■ **Short exercise**: Return the listing below verbatim. Pictures do not belong in the copy.
== Material ==
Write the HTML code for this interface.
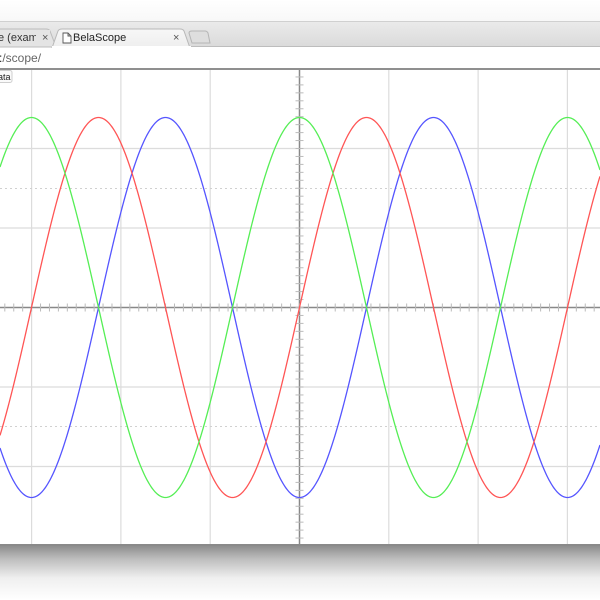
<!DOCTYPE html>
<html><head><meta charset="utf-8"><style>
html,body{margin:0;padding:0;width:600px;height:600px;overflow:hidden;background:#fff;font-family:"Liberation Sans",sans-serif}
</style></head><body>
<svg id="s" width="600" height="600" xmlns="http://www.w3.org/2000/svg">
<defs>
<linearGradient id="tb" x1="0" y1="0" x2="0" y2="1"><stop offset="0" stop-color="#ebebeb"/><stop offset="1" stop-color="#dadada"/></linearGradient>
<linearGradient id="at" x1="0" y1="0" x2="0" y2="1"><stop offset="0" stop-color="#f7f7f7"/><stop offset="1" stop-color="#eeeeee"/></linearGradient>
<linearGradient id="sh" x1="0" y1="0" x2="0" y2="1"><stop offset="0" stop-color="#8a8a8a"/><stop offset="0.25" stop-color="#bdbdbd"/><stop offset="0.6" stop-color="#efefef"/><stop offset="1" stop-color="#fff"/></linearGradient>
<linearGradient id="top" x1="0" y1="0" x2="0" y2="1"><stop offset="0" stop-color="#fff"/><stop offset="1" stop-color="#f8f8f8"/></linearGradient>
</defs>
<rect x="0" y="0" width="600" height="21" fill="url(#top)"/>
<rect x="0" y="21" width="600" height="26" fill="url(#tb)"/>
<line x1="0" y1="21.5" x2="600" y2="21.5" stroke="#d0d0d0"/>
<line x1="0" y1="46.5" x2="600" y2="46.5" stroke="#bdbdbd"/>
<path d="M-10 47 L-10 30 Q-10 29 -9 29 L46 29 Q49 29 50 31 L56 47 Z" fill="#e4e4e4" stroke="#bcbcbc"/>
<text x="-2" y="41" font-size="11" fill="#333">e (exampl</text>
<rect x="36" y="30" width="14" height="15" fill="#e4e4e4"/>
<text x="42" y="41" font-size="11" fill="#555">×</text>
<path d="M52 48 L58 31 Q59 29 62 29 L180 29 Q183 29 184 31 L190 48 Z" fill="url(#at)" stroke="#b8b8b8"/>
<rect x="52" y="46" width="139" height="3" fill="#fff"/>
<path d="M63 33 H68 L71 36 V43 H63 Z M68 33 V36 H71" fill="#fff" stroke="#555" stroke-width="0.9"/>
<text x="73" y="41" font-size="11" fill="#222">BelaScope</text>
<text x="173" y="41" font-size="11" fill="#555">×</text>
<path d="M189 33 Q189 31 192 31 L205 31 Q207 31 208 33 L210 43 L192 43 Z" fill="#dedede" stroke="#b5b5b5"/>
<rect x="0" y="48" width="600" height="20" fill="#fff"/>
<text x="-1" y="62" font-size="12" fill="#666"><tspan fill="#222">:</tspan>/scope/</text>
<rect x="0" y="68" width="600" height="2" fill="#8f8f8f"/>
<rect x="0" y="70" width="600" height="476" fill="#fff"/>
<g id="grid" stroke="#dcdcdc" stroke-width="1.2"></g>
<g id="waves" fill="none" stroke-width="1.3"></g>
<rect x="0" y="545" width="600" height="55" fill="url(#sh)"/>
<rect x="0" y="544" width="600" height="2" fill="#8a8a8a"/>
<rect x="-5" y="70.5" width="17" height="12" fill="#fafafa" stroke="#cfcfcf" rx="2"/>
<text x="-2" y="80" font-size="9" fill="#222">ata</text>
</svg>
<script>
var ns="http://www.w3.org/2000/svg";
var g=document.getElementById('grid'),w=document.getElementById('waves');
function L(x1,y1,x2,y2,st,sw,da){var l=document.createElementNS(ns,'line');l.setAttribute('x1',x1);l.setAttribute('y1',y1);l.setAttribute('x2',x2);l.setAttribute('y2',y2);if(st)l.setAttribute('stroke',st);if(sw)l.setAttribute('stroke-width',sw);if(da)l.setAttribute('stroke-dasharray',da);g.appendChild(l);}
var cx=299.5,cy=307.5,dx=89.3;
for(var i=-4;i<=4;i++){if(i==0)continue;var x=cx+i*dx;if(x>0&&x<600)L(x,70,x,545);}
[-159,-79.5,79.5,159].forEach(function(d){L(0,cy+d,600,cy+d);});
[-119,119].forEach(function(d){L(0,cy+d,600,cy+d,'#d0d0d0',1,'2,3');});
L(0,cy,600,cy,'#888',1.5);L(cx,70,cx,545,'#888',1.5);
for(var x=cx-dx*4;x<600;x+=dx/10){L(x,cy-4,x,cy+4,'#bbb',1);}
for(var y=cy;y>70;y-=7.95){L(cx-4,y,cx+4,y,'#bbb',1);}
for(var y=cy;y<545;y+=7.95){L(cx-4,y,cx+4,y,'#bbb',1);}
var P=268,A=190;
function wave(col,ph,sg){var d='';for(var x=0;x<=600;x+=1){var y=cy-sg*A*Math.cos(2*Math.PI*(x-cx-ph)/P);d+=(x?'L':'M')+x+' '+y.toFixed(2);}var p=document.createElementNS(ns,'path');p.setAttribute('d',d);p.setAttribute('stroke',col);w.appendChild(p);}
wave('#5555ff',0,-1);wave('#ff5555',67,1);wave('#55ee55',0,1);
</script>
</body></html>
===
■ **Exercise solution**:
Write the HTML code for this interface.
<!DOCTYPE html>
<html><head><meta charset="utf-8"><style>
html,body{margin:0;padding:0;width:600px;height:600px;overflow:hidden;background:#fff;font-family:"Liberation Sans",sans-serif}
</style></head><body>
<svg id="s" width="600" height="600" xmlns="http://www.w3.org/2000/svg">
<defs>
<linearGradient id="tb" x1="0" y1="0" x2="0" y2="1"><stop offset="0" stop-color="#ebebeb"/><stop offset="1" stop-color="#dadada"/></linearGradient>
<linearGradient id="at" x1="0" y1="0" x2="0" y2="1"><stop offset="0" stop-color="#f7f7f7"/><stop offset="1" stop-color="#eeeeee"/></linearGradient>
<linearGradient id="sh" x1="0" y1="0" x2="0" y2="1"><stop offset="0" stop-color="#8a8a8a"/><stop offset="0.25" stop-color="#bdbdbd"/><stop offset="0.6" stop-color="#efefef"/><stop offset="1" stop-color="#fff"/></linearGradient>
<linearGradient id="top" x1="0" y1="0" x2="0" y2="1"><stop offset="0" stop-color="#fff"/><stop offset="1" stop-color="#f8f8f8"/></linearGradient>
</defs>
<rect x="0" y="0" width="600" height="21" fill="url(#top)"/>
<rect x="0" y="21" width="600" height="26" fill="url(#tb)"/>
<line x1="0" y1="21.5" x2="600" y2="21.5" stroke="#d0d0d0"/>
<line x1="0" y1="46.5" x2="600" y2="46.5" stroke="#bdbdbd"/>
<path d="M-10 47 L-10 30 Q-10 29 -9 29 L46 29 Q49 29 50 31 L56 47 Z" fill="#e4e4e4" stroke="#bcbcbc"/>
<text x="-2" y="41" font-size="11" fill="#333">e (exampl</text>
<rect x="36" y="30" width="14" height="15" fill="#e4e4e4"/>
<text x="42" y="41" font-size="11" fill="#555">×</text>
<path d="M52 48 L58 31 Q59 29 62 29 L180 29 Q183 29 184 31 L190 48 Z" fill="url(#at)" stroke="#b8b8b8"/>
<rect x="52" y="46" width="139" height="3" fill="#fff"/>
<path d="M63 33 H68 L71 36 V43 H63 Z M68 33 V36 H71" fill="#fff" stroke="#555" stroke-width="0.9"/>
<text x="73" y="41" font-size="11" fill="#222">BelaScope</text>
<text x="173" y="41" font-size="11" fill="#555">×</text>
<path d="M189 33 Q189 31 192 31 L205 31 Q207 31 208 33 L210 43 L192 43 Z" fill="#dedede" stroke="#b5b5b5"/>
<rect x="0" y="48" width="600" height="20" fill="#fff"/>
<text x="-1" y="62" font-size="12" fill="#666"><tspan fill="#222">:</tspan>/scope/</text>
<rect x="0" y="68" width="600" height="2" fill="#8f8f8f"/>
<rect x="0" y="70" width="600" height="476" fill="#fff"/>
<g id="grid" stroke="#dcdcdc" stroke-width="1.2"></g>
<g id="waves" fill="none" stroke-width="1.3"></g>
<rect x="0" y="545" width="600" height="55" fill="url(#sh)"/>
<rect x="0" y="544" width="600" height="2" fill="#8a8a8a"/>
<rect x="-5" y="70.5" width="17" height="12" fill="#fafafa" stroke="#cfcfcf" rx="2"/>
<text x="-2" y="80" font-size="9" fill="#222">ata</text>
</svg>
<script>
var ns="http://www.w3.org/2000/svg";
var g=document.getElementById('grid'),w=document.getElementById('waves');
function L(x1,y1,x2,y2,st,sw,da){var l=document.createElementNS(ns,'line');l.setAttribute('x1',x1);l.setAttribute('y1',y1);l.setAttribute('x2',x2);l.setAttribute('y2',y2);if(st)l.setAttribute('stroke',st);if(sw)l.setAttribute('stroke-width',sw);if(da)l.setAttribute('stroke-dasharray',da);g.appendChild(l);}
var cx=299.5,cy=307.5,dx=89.3;
for(var i=-4;i<=4;i++){if(i==0)continue;var x=cx+i*dx;if(x>0&&x<600)L(x,70,x,545);}
[-159,-79.5,79.5,159].forEach(function(d){L(0,cy+d,600,cy+d);});
[-119,119].forEach(function(d){L(0,cy+d,600,cy+d,'#d0d0d0',1,'2,3');});
L(0,cy,600,cy,'#888',1.5);L(cx,70,cx,545,'#888',1.5);
for(var x=cx-dx*4;x<600;x+=dx/10){L(x,cy-4,x,cy+4,'#bbb',1);}
for(var y=cy;y>70;y-=7.95){L(cx-4,y,cx+4,y,'#bbb',1);}
for(var y=cy;y<545;y+=7.95){L(cx-4,y,cx+4,y,'#bbb',1);}
var P=268,A=190;
function wave(col,ph,sg){var d='';for(var x=0;x<=600;x+=1){var y=cy-sg*A*Math.cos(2*Math.PI*(x-cx-ph)/P);d+=(x?'L':'M')+x+' '+y.toFixed(2);}var p=document.createElementNS(ns,'path');p.setAttribute('d',d);p.setAttribute('stroke',col);w.appendChild(p);}
wave('#5555ff',0,-1);wave('#ff5555',67,1);wave('#55ee55',0,1);
</script>
</body></html>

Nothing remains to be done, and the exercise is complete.